▶ **AIM**:
All lines in which the word "screenshot" occurs are to be extracted.

▶ **EXCERPTED RECORDS**:
|---|

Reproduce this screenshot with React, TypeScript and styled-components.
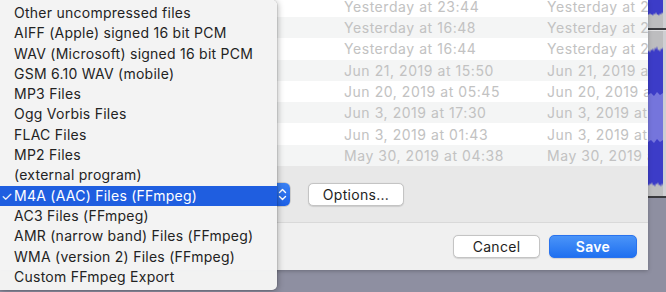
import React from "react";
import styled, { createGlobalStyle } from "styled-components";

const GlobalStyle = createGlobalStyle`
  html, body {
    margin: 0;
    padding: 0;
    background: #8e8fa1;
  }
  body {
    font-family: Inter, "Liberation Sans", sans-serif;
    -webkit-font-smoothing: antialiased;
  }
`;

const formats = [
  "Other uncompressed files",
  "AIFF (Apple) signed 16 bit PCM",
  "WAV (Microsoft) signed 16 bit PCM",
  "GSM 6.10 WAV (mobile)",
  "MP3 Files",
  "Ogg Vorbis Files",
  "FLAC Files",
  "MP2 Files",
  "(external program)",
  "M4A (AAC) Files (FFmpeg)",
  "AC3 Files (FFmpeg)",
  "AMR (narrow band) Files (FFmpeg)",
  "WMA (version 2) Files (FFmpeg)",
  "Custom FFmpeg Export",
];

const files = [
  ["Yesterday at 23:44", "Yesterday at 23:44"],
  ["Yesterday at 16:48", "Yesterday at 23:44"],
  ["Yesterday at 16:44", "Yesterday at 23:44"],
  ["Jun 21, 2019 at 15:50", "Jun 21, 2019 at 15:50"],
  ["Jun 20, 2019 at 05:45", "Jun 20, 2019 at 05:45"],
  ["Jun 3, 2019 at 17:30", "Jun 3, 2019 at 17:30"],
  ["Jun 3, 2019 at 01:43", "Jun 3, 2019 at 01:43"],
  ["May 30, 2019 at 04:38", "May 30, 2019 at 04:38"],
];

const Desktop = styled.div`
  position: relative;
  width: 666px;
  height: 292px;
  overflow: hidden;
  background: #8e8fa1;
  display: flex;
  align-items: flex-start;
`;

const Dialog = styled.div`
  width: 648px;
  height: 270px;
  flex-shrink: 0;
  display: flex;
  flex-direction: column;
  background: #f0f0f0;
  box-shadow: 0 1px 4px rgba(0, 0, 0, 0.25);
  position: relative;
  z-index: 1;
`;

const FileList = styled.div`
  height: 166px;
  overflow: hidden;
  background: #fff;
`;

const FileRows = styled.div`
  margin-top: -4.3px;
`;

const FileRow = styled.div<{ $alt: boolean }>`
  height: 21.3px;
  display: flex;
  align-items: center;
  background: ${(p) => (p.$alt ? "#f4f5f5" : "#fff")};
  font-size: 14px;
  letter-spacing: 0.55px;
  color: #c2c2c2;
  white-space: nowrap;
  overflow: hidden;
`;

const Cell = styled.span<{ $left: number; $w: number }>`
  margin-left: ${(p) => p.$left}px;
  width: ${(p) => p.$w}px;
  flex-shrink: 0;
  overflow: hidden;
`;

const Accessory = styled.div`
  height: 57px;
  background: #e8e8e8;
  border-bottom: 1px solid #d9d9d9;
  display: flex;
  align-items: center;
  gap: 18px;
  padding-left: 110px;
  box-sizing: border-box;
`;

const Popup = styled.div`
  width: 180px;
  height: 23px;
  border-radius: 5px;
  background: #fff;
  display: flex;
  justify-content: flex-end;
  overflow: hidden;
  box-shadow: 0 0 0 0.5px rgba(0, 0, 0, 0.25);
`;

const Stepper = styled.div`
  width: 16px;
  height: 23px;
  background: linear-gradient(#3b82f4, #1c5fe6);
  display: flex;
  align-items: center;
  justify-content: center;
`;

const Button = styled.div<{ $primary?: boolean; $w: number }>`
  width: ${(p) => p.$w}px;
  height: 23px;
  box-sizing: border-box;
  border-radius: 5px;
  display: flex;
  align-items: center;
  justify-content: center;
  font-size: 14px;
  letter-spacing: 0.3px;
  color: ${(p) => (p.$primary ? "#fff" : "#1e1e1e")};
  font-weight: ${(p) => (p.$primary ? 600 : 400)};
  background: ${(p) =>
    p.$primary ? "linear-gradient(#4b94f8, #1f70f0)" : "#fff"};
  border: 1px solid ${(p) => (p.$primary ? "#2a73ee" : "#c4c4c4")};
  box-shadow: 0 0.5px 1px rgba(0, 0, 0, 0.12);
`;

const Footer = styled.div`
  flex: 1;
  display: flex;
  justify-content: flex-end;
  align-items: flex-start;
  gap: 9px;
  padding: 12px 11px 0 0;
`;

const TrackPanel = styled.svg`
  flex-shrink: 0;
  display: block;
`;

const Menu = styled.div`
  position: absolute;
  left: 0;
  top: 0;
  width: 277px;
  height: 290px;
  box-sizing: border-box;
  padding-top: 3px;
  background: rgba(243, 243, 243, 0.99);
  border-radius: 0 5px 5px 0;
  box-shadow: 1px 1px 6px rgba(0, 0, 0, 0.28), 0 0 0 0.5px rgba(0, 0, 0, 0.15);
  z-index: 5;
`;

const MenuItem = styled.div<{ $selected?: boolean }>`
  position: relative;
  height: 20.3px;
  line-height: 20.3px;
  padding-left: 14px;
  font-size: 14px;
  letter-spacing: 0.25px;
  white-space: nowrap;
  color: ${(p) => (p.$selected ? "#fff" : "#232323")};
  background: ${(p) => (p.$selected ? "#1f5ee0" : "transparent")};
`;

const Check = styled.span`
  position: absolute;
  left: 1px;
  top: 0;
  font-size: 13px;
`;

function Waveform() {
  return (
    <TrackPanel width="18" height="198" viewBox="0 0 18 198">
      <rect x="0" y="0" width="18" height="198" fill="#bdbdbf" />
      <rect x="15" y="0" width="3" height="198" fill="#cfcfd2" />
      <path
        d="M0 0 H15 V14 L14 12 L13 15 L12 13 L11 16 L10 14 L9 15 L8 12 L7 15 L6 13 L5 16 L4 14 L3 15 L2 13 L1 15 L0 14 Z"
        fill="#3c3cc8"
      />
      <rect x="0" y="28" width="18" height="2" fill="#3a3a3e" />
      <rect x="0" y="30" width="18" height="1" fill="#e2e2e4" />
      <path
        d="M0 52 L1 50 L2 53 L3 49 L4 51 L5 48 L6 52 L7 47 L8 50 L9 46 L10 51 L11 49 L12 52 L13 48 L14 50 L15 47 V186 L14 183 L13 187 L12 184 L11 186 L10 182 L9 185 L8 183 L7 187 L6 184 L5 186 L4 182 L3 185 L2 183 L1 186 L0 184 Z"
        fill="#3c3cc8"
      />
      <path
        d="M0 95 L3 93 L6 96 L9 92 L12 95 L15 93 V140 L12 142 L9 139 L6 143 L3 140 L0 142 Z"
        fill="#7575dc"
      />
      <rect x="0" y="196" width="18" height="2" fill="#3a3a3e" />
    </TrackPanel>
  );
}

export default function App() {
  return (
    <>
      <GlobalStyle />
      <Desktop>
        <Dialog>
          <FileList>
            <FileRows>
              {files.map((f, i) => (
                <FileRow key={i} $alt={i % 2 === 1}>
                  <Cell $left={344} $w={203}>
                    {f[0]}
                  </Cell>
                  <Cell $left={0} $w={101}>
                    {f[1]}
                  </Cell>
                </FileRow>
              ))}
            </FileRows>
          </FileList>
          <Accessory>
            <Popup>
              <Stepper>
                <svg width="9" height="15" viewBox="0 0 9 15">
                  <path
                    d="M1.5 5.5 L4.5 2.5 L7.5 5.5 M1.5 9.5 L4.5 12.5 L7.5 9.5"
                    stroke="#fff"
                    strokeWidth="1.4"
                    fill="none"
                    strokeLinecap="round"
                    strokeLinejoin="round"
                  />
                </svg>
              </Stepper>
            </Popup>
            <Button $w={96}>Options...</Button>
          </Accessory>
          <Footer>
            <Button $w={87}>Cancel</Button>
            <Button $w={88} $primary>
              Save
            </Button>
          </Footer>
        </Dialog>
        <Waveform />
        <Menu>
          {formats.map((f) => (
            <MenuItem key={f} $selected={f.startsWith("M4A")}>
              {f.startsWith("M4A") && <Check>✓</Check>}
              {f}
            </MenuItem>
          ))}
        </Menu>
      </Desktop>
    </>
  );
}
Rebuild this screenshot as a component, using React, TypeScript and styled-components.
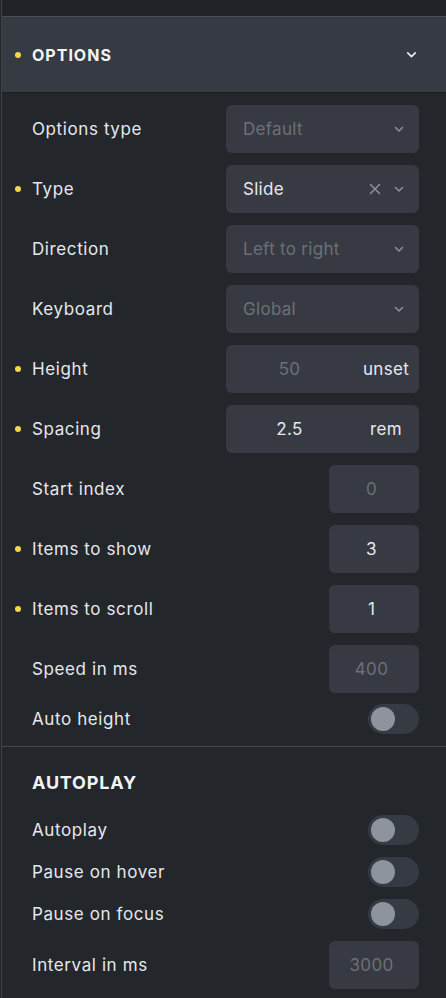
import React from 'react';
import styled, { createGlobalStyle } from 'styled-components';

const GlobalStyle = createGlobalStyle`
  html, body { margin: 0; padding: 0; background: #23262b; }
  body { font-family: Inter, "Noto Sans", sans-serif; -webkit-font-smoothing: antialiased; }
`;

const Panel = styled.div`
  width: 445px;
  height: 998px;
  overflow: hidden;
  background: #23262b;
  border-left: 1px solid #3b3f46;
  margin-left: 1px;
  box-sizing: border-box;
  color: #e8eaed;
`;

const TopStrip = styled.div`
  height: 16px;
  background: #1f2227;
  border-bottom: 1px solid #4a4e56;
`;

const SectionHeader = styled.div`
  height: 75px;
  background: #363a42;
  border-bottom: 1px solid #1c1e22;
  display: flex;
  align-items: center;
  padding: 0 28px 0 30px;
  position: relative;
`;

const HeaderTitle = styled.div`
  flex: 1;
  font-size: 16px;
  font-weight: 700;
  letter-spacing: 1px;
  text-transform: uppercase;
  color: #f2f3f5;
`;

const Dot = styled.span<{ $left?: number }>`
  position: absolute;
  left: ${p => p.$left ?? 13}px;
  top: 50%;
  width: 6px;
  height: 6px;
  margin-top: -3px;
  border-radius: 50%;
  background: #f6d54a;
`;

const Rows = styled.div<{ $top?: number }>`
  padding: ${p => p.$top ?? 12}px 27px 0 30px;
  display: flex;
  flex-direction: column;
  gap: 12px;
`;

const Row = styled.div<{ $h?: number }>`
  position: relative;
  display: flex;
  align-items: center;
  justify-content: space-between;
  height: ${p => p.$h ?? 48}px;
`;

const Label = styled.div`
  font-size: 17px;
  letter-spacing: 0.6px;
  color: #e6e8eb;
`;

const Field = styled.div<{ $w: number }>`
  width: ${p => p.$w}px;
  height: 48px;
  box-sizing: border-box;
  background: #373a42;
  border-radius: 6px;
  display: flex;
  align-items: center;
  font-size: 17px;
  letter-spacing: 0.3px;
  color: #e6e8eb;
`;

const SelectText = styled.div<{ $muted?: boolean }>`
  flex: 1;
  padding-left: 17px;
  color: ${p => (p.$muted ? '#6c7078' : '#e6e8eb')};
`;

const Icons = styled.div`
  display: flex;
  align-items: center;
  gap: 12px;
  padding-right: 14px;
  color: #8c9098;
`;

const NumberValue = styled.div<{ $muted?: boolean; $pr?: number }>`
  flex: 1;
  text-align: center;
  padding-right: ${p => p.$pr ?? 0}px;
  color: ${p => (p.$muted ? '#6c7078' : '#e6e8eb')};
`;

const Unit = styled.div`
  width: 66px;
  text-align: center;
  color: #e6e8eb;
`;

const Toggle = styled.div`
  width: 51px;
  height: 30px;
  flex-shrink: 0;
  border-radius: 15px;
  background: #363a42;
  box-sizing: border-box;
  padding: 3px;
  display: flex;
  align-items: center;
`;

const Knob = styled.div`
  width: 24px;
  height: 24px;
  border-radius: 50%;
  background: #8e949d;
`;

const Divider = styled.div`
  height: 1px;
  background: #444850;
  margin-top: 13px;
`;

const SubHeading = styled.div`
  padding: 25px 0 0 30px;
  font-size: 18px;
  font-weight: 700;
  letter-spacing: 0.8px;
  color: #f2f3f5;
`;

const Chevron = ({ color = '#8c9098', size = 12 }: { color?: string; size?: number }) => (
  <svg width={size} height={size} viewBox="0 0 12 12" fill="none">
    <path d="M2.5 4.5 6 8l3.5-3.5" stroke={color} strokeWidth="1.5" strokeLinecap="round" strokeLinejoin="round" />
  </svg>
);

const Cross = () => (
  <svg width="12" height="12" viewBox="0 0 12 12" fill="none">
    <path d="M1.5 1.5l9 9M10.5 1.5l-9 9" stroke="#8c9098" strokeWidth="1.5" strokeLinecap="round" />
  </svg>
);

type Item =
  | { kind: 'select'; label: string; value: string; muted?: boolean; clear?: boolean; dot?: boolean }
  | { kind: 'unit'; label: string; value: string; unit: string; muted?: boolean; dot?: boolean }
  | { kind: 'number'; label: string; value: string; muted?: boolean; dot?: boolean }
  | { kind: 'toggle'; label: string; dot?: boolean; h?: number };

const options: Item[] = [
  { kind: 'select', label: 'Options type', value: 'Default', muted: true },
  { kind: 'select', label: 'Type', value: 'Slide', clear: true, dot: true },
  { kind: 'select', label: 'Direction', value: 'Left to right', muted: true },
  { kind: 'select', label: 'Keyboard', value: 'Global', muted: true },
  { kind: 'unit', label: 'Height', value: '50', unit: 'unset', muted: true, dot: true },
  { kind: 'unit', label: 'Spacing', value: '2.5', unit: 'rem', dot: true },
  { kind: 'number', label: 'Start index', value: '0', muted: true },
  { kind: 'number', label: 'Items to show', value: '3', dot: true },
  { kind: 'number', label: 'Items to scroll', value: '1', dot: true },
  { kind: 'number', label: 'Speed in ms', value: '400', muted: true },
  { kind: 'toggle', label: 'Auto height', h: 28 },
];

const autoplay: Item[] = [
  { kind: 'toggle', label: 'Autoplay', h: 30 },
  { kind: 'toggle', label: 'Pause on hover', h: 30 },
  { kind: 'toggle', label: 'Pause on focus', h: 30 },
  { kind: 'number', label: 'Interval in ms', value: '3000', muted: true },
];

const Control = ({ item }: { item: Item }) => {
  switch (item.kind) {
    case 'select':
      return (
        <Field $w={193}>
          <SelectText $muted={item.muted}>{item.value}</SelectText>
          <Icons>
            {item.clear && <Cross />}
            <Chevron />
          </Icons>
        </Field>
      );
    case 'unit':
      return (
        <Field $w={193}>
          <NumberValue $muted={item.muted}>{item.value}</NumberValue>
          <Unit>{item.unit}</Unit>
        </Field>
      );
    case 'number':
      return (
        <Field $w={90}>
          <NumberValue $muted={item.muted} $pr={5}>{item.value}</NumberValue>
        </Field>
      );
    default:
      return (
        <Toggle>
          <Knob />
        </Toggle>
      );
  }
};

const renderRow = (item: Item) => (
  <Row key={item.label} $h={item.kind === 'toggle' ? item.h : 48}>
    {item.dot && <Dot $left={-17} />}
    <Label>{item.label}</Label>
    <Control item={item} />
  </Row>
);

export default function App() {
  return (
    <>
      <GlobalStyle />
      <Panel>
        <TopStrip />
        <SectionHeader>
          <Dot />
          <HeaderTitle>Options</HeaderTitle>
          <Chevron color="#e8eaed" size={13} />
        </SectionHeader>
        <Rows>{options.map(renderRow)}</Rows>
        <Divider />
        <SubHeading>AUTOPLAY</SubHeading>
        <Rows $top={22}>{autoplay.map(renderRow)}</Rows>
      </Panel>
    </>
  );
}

|---|

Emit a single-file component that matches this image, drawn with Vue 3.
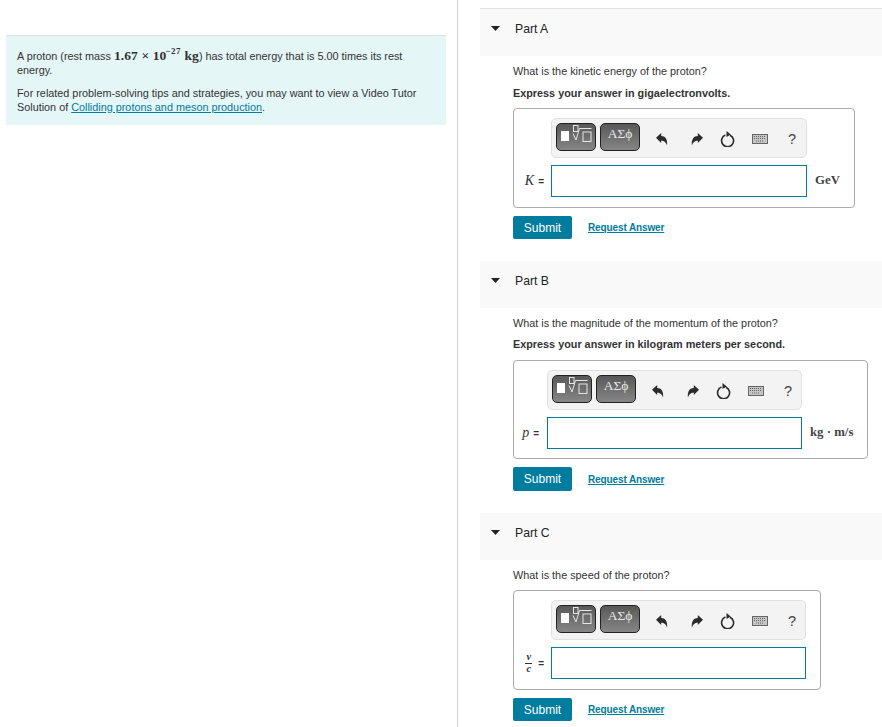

|---|

▶ **FINAL ANSWER**:
Reproduce this screenshot with React, TypeScript and styled-components.
Rebuild this screenshot as a component, using React, TypeScript and styled-components.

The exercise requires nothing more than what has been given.